Ini adalah buku ketiga dari seri Alice-Miranda yang diterjemahkan diterbitkan oleh Little K. Sama seperti buku keduanya, buku ini ada sedikit unsur misteri yang sesuai porsinya untuk anak-anak. Dan yang pasti, buku ini juga sama serunya seperti buku keduanya.

Seperti biasa, sampul depannya bagus dan sepertinya kali ini Little K kembali menggunakan ilustrasi sampul aslinya sama seperti di buku pertamanya. Untuk terjemahannya pun bagus, saya sama sekali tidak menemukan salah kata. Ukuran dan jenis hurufnya pun pas karena sasaran pembaca buku ini adalah anak-anak. 


Jika sudah terbiasa membaca buku seri ini dari pertama, semua tokoh yang ada tidak akan terlalu membuat pusing. Tambahan tokoh pun tidak begitu banyak, beberapa di antaranya berperan dalam membentuk buku ini menjadi bacaan yang seru dan membuat penasaran. Kalau pada buku pertama, kesan pertama yang didapatkan setelah mengenal Alice-Miranda itu dia adalah anak yang suka ikut campur. Dalam buku ketiga ini, kesan tersebut hilang dan saya menilai bahwa Alice-Miranda itu adalah seorang anak yang sangat peduli dengan masalah yang dialami oleh orang-orang di sekitarnya dan selalu berusaha membuat orang lain bahagia.
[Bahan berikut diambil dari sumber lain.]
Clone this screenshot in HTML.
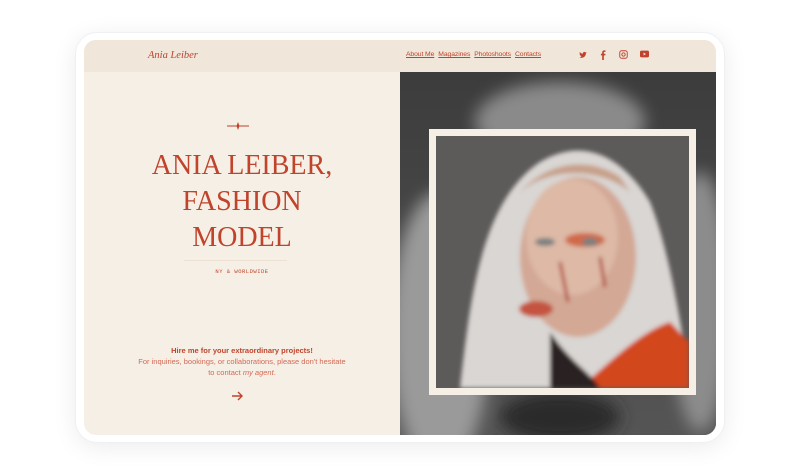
<!DOCTYPE html>
<html><head><meta charset="utf-8"><style>
*{margin:0;padding:0;box-sizing:border-box}
body{width:800px;height:475px;background:#fff;position:relative;overflow:hidden;font-family:"Liberation Sans",sans-serif}
.outer{position:absolute;left:75px;top:32px;width:650px;height:411px;background:#fff;border-radius:22px;box-shadow:0 4px 24px rgba(0,0,0,.08);border:1px solid #eef0f3}
.inner{position:absolute;left:84px;top:40px;width:632px;height:395px;border-radius:12px;overflow:hidden;background:#f5efe5}
.hdr{position:absolute;left:0;top:0;width:632px;height:32px;background:#f0e6da}
.logo{position:absolute;left:64px;top:10px;font-family:"Liberation Serif",serif;font-style:italic;font-size:10.5px;color:#c0432c}
.nav{position:absolute;left:322px;top:11px;font-size:6.8px;color:#c0432c;letter-spacing:-.1px}
.nav span{text-decoration:underline;margin-right:4px}
.soc{position:absolute;top:10px;color:#c0432c;font-size:8px}
h1{position:absolute;left:0;width:316px;top:108px;text-align:center;font-family:"Liberation Serif",serif;font-weight:normal;font-size:28px;line-height:36px;color:#c0432c}
.rule{position:absolute;left:100px;width:103px;top:220px;border-top:1px solid #ebe0d2}
.ny{position:absolute;left:0;width:316px;top:228px;text-align:center;font-family:"Liberation Mono",monospace;font-size:5.5px;color:#c0432c;letter-spacing:.5px}
.p{position:absolute;left:0;width:316px;top:305px;text-align:center;font-size:7.5px;line-height:11px;color:#d46a55}
.p b{color:#c0432c}
.photo{position:absolute;left:316px;top:32px;width:316px;height:363px;background:#4a4a4a}
</style></head><body>
<div class="outer"></div>
<div class="inner">
<div class="hdr">
<div class="logo">Ania Leiber</div>
<div class="nav"><span>About Me</span><span>Magazines</span><span>Photoshoots</span><span>Contacts</span></div>
<svg class="soc" style="left:495px;top:11px" width="8" height="8" viewBox="0 0 24 24"><path fill="#c0432c" d="M23 5a9 9 0 0 1-2.6.7A4.5 4.5 0 0 0 22.4 3a9 9 0 0 1-2.9 1.1A4.5 4.5 0 0 0 11.8 8 12.8 12.8 0 0 1 2.5 3.3 4.5 4.5 0 0 0 3.9 9.3 4.5 4.5 0 0 1 1.8 8.7a4.5 4.5 0 0 0 3.6 4.5 4.5 4.5 0 0 1-2 .1 4.5 4.5 0 0 0 4.200 3.1A9 9 0 0 1 1 18.3 12.8 12.8 0 0 0 20.7 7.5V7A9 9 0 0 0 23 5z"/></svg>
<svg class="soc" style="left:516px;top:10px" width="6" height="10" viewBox="0 0 12 24"><path fill="#c0432c" d="M8 24V13h3.5l.5-4H8V6.5C8 5.4 8.3 4.6 10 4.6h2V1.1C11.6 1 10.4 1 9 1 6 1 4 2.8 4 6.2V9H1v4h3v11z"/></svg>
<svg class="soc" style="left:535px;top:10px" width="9" height="9" viewBox="0 0 24 24"><rect x="2" y="2" width="20" height="20" rx="5" fill="none" stroke="#c0432c" stroke-width="2.5"/><circle cx="12" cy="12" r="4.5" fill="none" stroke="#c0432c" stroke-width="2.5"/></svg>
<svg class="soc" style="left:556px;top:10px" width="9" height="8" viewBox="0 0 24 20"><rect x="0" y="1" width="24" height="18" rx="4" fill="#c0432c"/><path d="M9.5 6v8l6.5-4z" fill="#f0e6da"/></svg>
</div>
<svg style="position:absolute;left:143px;top:82px" width="22" height="8" viewBox="0 0 22 8"><path d="M0 4h22" stroke="#c0432c" stroke-width="1"/><path d="M11 0L12.5 4 11 8 9.5 4z" fill="#c0432c"/></svg>
<h1>ANIA LEIBER,<br>FASHION<br>MODEL</h1>
<div class="rule"></div>
<div class="ny">NY &amp; WORLDWIDE</div>
<div class="p"><b>Hire me for your extraordinary projects!</b><br>For inquiries, bookings, or collaborations, please don't hesitate<br>to contact <i>my agent</i>.</div>
<svg style="position:absolute;left:147px;top:351px" width="12" height="10" viewBox="0 0 12 10"><path d="M1 5h10M7 1l4 4-4 4" stroke="#c0432c" stroke-width="1.4" fill="none"/></svg>
<div class="photo">
<svg width="316" height="363" viewBox="0 0 316 363">
<defs><filter id="b"><feGaussianBlur stdDeviation="8"/></filter><filter id="s"><feGaussianBlur stdDeviation="2"/></filter>
<linearGradient id="bg" x1="0" y1="0" x2="0" y2="1"><stop offset="0" stop-color="#3c3c3c"/><stop offset="1" stop-color="#555"/></linearGradient>
<clipPath id="c"><rect x="36" y="64" width="253" height="252"/></clipPath></defs>
<rect width="316" height="363" fill="url(#bg)"/>
<g filter="url(#b)">
<ellipse cx="160" cy="50" rx="85" ry="40" fill="#8a8a8a"/>
<ellipse cx="40" cy="260" rx="50" ry="140" fill="#9a9a9a"/>
<ellipse cx="300" cy="230" rx="30" ry="130" fill="#8c8c8c"/>
<ellipse cx="160" cy="345" rx="60" ry="25" fill="#2a2a2a"/>
</g>
<rect x="29" y="57" width="267" height="266" fill="#f5efe5"/>
<g clip-path="url(#c)">
<rect x="36" y="64" width="253" height="252" fill="#5d5a5a"/>
<g filter="url(#s)">
<path d="M60 316 C70 230 80 130 140 90 C180 66 220 80 250 130 C270 180 280 250 289 300 L289 316 Z" fill="#d9d6d3"/>
<ellipse cx="178" cy="185" rx="58" ry="80" fill="#d3a895"/>
<ellipse cx="172" cy="165" rx="46" ry="58" fill="#ddb9a6"/>
<path d="M120 120 C150 95 200 95 230 120 L220 105 C190 85 150 88 120 120Z" fill="#c8a08a"/>
<path d="M180 316 C210 290 240 260 270 250 L289 270 L289 316Z" fill="#d2461c"/>
<ellipse cx="136" cy="237" rx="17" ry="8" fill="#c4533f"/>
<ellipse cx="185" cy="168" rx="20" ry="7" fill="#d06a48"/>
<ellipse cx="145" cy="170" rx="10" ry="4" fill="#7a8080"/>
<ellipse cx="190" cy="170" rx="8" ry="4" fill="#7a8080"/>
<path d="M160 190 l8 40 M200 185 l5 30" stroke="#b04030" stroke-width="3"/>
<path d="M150 260 C170 290 190 300 200 316 L150 316Z" fill="#2a2220"/>
</g>
</g>
</svg>
</div>
</div>
</body></html>
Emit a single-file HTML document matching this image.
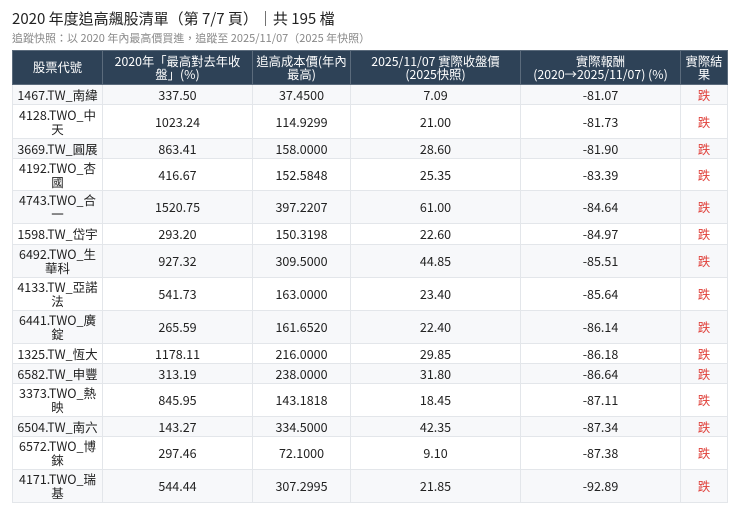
<!DOCTYPE html><html><head><meta charset="utf-8"><style>
body{margin:0;background:#fff;font-family:"Liberation Sans","Noto Sans CJK TC",sans-serif;color:#222;}
h1{position:absolute;left:12px;top:8px;margin:0;font-size:15px;font-weight:normal;color:#222;font-family:"Noto Sans CJK TC",sans-serif;}
.sub{position:absolute;left:12px;top:30px;font-size:11px;color:#888;font-family:"Noto Sans CJK TC",sans-serif;}
table{position:absolute;left:12px;top:50px;border-collapse:collapse;width:715px;table-layout:fixed;font-family:"Noto Sans CJK TC",sans-serif;font-size:12.5px;}
th{background:#2e4257;color:#fff;font-weight:normal;font-size:12.3px;line-height:13px;height:33px;padding:0 3px;border:1px solid #5b6b7c;text-align:center;}
td{border:1px solid #e3e6ea;text-align:center;padding:0 3px;line-height:14px;}
tr:nth-child(even) td{background:#f7f8fa;}
td.r{color:#e0403a;}
</style></head><body>
<h1>2020 年度追高飆股清單（第 7/7 頁）｜共 195 檔</h1>
<div class="sub">追蹤快照：以 2020 年內最高價買進，追蹤至 2025/11/07（2025 年快照）</div>
<table>
<colgroup><col style="width:90px"><col style="width:150px"><col style="width:98px"><col style="width:170px"><col style="width:160px"><col style="width:47px"></colgroup>
<tr><th>股票代號</th><th>2020年「最高對去年收<br>盤」(%)</th><th>追高成本價(年內<br>最高)</th><th>2025/11/07 實際收盤價<br>(2025快照)</th><th>實際報酬<br>(2020→2025/11/07) (%)</th><th>實際結<br>果</th></tr>
<tr style="height:20px"><td>1467.TW_南緯</td><td>337.50</td><td>37.4500</td><td>7.09</td><td>-81.07</td><td class="r">跌</td></tr>
<tr style="height:34px"><td>4128.TWO_中<br>天</td><td>1023.24</td><td>114.9299</td><td>21.00</td><td>-81.73</td><td class="r">跌</td></tr>
<tr style="height:20px"><td>3669.TW_圓展</td><td>863.41</td><td>158.0000</td><td>28.60</td><td>-81.90</td><td class="r">跌</td></tr>
<tr style="height:32px"><td>4192.TWO_杏<br>國</td><td>416.67</td><td>152.5848</td><td>25.35</td><td>-83.39</td><td class="r">跌</td></tr>
<tr style="height:33px"><td>4743.TWO_合<br>一</td><td>1520.75</td><td>397.2207</td><td>61.00</td><td>-84.64</td><td class="r">跌</td></tr>
<tr style="height:21px"><td>1598.TW_岱宇</td><td>293.20</td><td>150.3198</td><td>22.60</td><td>-84.97</td><td class="r">跌</td></tr>
<tr style="height:33px"><td>6492.TWO_生<br>華科</td><td>927.32</td><td>309.5000</td><td>44.85</td><td>-85.51</td><td class="r">跌</td></tr>
<tr style="height:33px"><td>4133.TW_亞諾<br>法</td><td>541.73</td><td>163.0000</td><td>23.40</td><td>-85.64</td><td class="r">跌</td></tr>
<tr style="height:33px"><td>6441.TWO_廣<br>錠</td><td>265.59</td><td>161.6520</td><td>22.40</td><td>-86.14</td><td class="r">跌</td></tr>
<tr style="height:20px"><td>1325.TW_恆大</td><td>1178.11</td><td>216.0000</td><td>29.85</td><td>-86.18</td><td class="r">跌</td></tr>
<tr style="height:20px"><td>6582.TW_申豐</td><td>313.19</td><td>238.0000</td><td>31.80</td><td>-86.64</td><td class="r">跌</td></tr>
<tr style="height:33px"><td>3373.TWO_熱<br>映</td><td>845.95</td><td>143.1818</td><td>18.45</td><td>-87.11</td><td class="r">跌</td></tr>
<tr style="height:20px"><td>6504.TW_南六</td><td>143.27</td><td>334.5000</td><td>42.35</td><td>-87.34</td><td class="r">跌</td></tr>
<tr style="height:33px"><td>6572.TWO_博<br>錸</td><td>297.46</td><td>72.1000</td><td>9.10</td><td>-87.38</td><td class="r">跌</td></tr>
<tr style="height:33px"><td>4171.TWO_瑞<br>基</td><td>544.44</td><td>307.2995</td><td>21.85</td><td>-92.89</td><td class="r">跌</td></tr>
</table>
</body></html>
Selain Sloane dan ibunya yang menor itu, saya cukup senang dengan interaksi antartokoh yang terjadi dalam buku ini.

Saya juga suka dengan ending buku ini. Orang baik akan selalu mendapat akhir yang baik, begitu pula dengan orang yang jahat. Mereka akan mendapatkan pelajaran dari apa yang telah mereka perbuat dan semoga saja tidak mengulangi perbuatannya lagi di masa depan.

Secara keseluruhan, saya suka dengan buku ini. Semoga Little K meneruskan untuk menerjemahkan dan mencetak buku lanjutannya nanti. 4 bintang untuk Hephzibah yang baik hati.